We will be running a recent kernel (currently 2.6.20.), capable of booting on both the laptop and a more conventional desktop machine.
Interpreters
Perl
Python
Python 2.4 for now. When the laptop transitions to 2.5 (before release in September ?), the server will as well.
Database Servers
MySQL
MySQL will be provided for use by local services. Access will be limited to localhost.
SQLite
SQLite 3 will be provided.
Web Server
Apache 2 will be provided.
Installed modules will include:
- mod_perl
- mod_php
- mod_include
Moodle
Moodle will provide tools for teachers.
Martin Langhoff will help with this once we have an image ?
Moodle may provide a solution for some of the school administration tasks as well.
MediaWiki
MediaWiki will be installed on the server, and made available at: http://schoolserver/wiki/
Content (SJ) will provide default content. How is this packaged and installed ?
MoinMoin
MoinMoin will be installed on the server.
Networking
Trial1 School Network (printable version)
A single school server will be deployed in these initial installations, simplifying the network. Between two and three wireless mesh network interfaces will be deployed, attached to the school server via USB. Two wired networking interfaces will also be provided, for connection to the Internet via a WiFi interface or DSL, satellite, or 2.5G/3G modem.
The laptops will be assigned an IP address using DHCP.
Network Interfaces
Currently, we are providing each school server with two wired interfaces, eth0 and eth1. Additional mesh interfaces will be located at msh0/eth2, msh1/eth3, and msh2/eth4. The Fedora network scripts are being used.
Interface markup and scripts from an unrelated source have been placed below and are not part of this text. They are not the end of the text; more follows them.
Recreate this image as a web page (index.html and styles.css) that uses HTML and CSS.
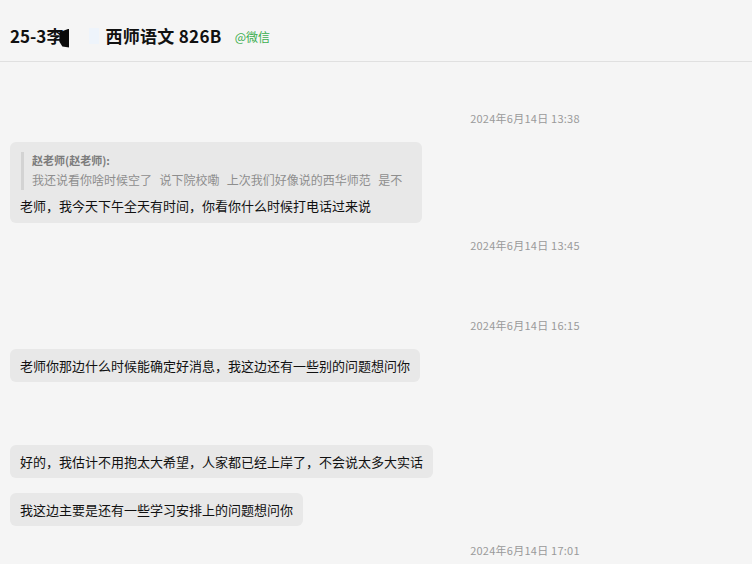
FILE: index.html
```html
<!DOCTYPE html>
<html lang="zh-CN">
<head>
<meta charset="utf-8">
<title>25-3李 西师语文 826B</title>
<link rel="stylesheet" href="styles.css">
</head>
<body>
<header class="header">
  <span class="title">25-3李</span>
  <span class="mask-dark"></span>
  <span class="mask-light"></span>
  <span class="title title-wide">西师语文 826B</span>
  <span class="source">@微信</span>
</header>
<main class="chat">
  <div class="time t1">2024年6月14日 13:38</div>
  <div class="bubble quote-bubble">
    <div class="quote">
      <div class="quote-name">赵老师(赵老师):</div>
      <div class="quote-text">我还说看你啥时候空了&nbsp;&nbsp;说下院校嘞&nbsp;&nbsp;上次我们好像说的西华师范&nbsp;&nbsp;是不</div>
    </div>
    <div class="msg">老师，我今天下午全天有时间，你看你什么时候打电话过来说</div>
  </div>
  <div class="time t2">2024年6月14日 13:45</div>
  <div class="time t3">2024年6月14日 16:15</div>
  <div class="bubble b2"><div class="msg">老师你那边什么时候能确定好消息，我这边还有一些别的问题想问你</div></div>
  <div class="bubble b3"><div class="msg">好的，我估计不用抱太大希望，人家都已经上岸了，不会说太多大实话</div></div>
  <div class="bubble b4"><div class="msg">我这边主要是还有一些学习安排上的问题想问你</div></div>
  <div class="time t4">2024年6月14日 17:01</div>
</main>
</body>
</html>
```
FILE: styles.css
```css
html, body {
  margin: 0;
  padding: 0;
  background: #f5f5f5;
  overflow: hidden;
  font-family: "Noto Sans CJK SC", "Noto Sans", sans-serif;
  color: #1a1a1a;
}
.header {
  height: 62px;
  box-sizing: border-box;
  border-bottom: 1px solid #e0e0e0;
  display: flex;
  align-items: center;
  padding: 10px 0 0 10px;
}
.title {
  font-size: 17px;
  font-weight: 700;
  color: #111;
  line-height: 24px;
}
.title-wide {
  letter-spacing: 0.3px;
}
.mask-dark {
  width: 10px;
  height: 19px;
  background: #0a0a0a;
  margin-left: -4px;
  margin-top: 5px;
  clip-path: polygon(0 20%, 100% 0, 100% 100%, 30% 95%, 0 70%);
}
.mask-light {
  width: 10px;
  height: 16px;
  background: #eef4fb;
  margin-left: 20px;
  margin-right: 6px;
}
.source {
  font-size: 12px;
  color: #3aae4f;
  margin-left: 13px;
  margin-top: 2px;
}
.chat {
  display: flex;
  flex-direction: column;
  align-items: flex-start;
  padding-left: 10px;
}
.time {
  width: 110px;
  margin-left: 460px;
  text-align: center;
  white-space: nowrap;
  font-size: 11px;
  letter-spacing: 0.25px;
  color: #9a9a9a;
  line-height: 16px;
}
.t1 { margin-top: 48px; }
.t2 { margin-top: 14px; }
.t3 { margin-top: 64px; }
.t4 { margin-top: 16px; }
.bubble {
  background: #e8e8e8;
  border-radius: 6px;
  padding: 0 10px;
}
.quote-bubble {
  margin-top: 16px;
  padding-top: 10px;
  padding-bottom: 8px;
  width: 392px;
}
.quote {
  border-left: 3px solid #d3d3d3;
  padding-left: 8px;
  margin-left: 1px;
  margin-bottom: 6px;
}
.quote-name {
  font-size: 11px;
  font-weight: 700;
  color: #7c7c7c;
  line-height: 16px;
}
.quote-text {
  font-size: 12px;
  color: #8e8e8e;
  line-height: 20px;
  white-space: nowrap;
  overflow: hidden;
  word-spacing: 1px;
  margin-top: 2px;
}
.msg {
  font-size: 13px;
  line-height: 19px;
  color: #111;
  white-space: nowrap;
}
.b2, .b3, .b4 {
  padding-top: 7px;
  padding-bottom: 7px;
}
.b2 { margin-top: 16px; }
.b3 { margin-top: 63px; }
.b4 { margin-top: 15px; }
```
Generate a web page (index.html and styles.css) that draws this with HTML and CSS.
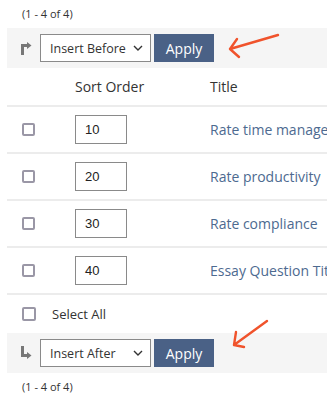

The interface configuration scripts currently look like:
/etc/sysconfig/network-scripts/ifcfg-wan
DEVICE=eth0 # sn: 002 HWADDR=00:40:63:E9:99:9B # In a real schoolserver, we are likely to DHCP BOOTPROTO=dhcp # Sometimes, a static address is assigned # IPADDR=18.85.46.32 # NETMASK=255.255.255.0 # NETWORK=18.85.46.0 # BROADCAST=18.85.46.255 # GATEWAY=18.85.46.1 ONBOOT=yes DHCP_HOSTNAME=schoolserver1
/etc/sysconfig/network-scripts/ifcfg-lan
DEVICE=eth1 # sn: 002 D-Link DFE-530TX+ HWADDR=00:19:5B:68:9D:4E IPADDR=172.18.0.1 NETMASK=255.255.240.0 NETWORK=172.18.0.0 BROADCAST=172.18.15.255 ONBOOT=yes
/etc/sysconfig/network-scripts/ifcfg-msh0
# Marvell mesh network module, mesh side # (this device also appears as ethN+2) DEVICE=msh0 # Ideally, this would work: # MACADDR=00:17:C4:00:00:01 MODE=ad-hoc CHANNEL=1 ESSID="olpc-mesh-1" IPADDR=172.18.16.1 NETMASK=255.255.240.0 NETWORK=172.18.16.0 BROADCAST=172.18.31.255 ONBOOT=yes
/etc/sysconfig/network-scripts/ifcfg-eth2
# Marvell mesh network module, infrastructure mode side # (this device also appears as mshN-2) DEVICE=eth2 MACADDR=00:17:C4:00:00:01 ONBOOT=yes
/etc/sysconfig/network-scripts/ifcfg-msh1
# Marvell mesh network module, mesh side # (this device also appears as ethN+2) DEVICE=msh1 # Ideally, this would work: # MACADDR=00:17:C4:00:00:02 MODE=ad-hoc CHANNEL=11 ESSID="olpc-mesh-2" IPADDR=172.18.32.1 NETMASK=255.255.240.0 NETWORK=172.18.32.0 BROADCAST=172.18.47.255 ONBOOT=yes
/etc/sysconfig/network-scripts/ifcfg-msh2
# Marvell mesh network module, mesh side # (this device also appears as ethN+2) DEVICE=msh2 # Ideally, this would work: # MACADDR=00:17:C4:00:00:03 MODE=ad-hoc CHANNEL=6 ESSID="olpc-mesh-3" IPADDR=172.18.48.1 NETMASK=255.255.240.0 NETWORK=172.18.48.0 BROADCAST=172.18.63.255 ONBOOT=yes
ifcfg-eth3 and ifcfg-eth4 are identical (except for the MAC address assigned) to ifcfg-eth2
The ad-hoc side of the Marvell wireless network interface is brought up only to assign a new MAC address to the Marvell modules being used by the School server. They are development boards, and don't have the "proper" MAC address prefix for the laptops to associate with. With the current driver, this MAC address reassignment can only be done on the ad-hoc interface, not the mesh interface.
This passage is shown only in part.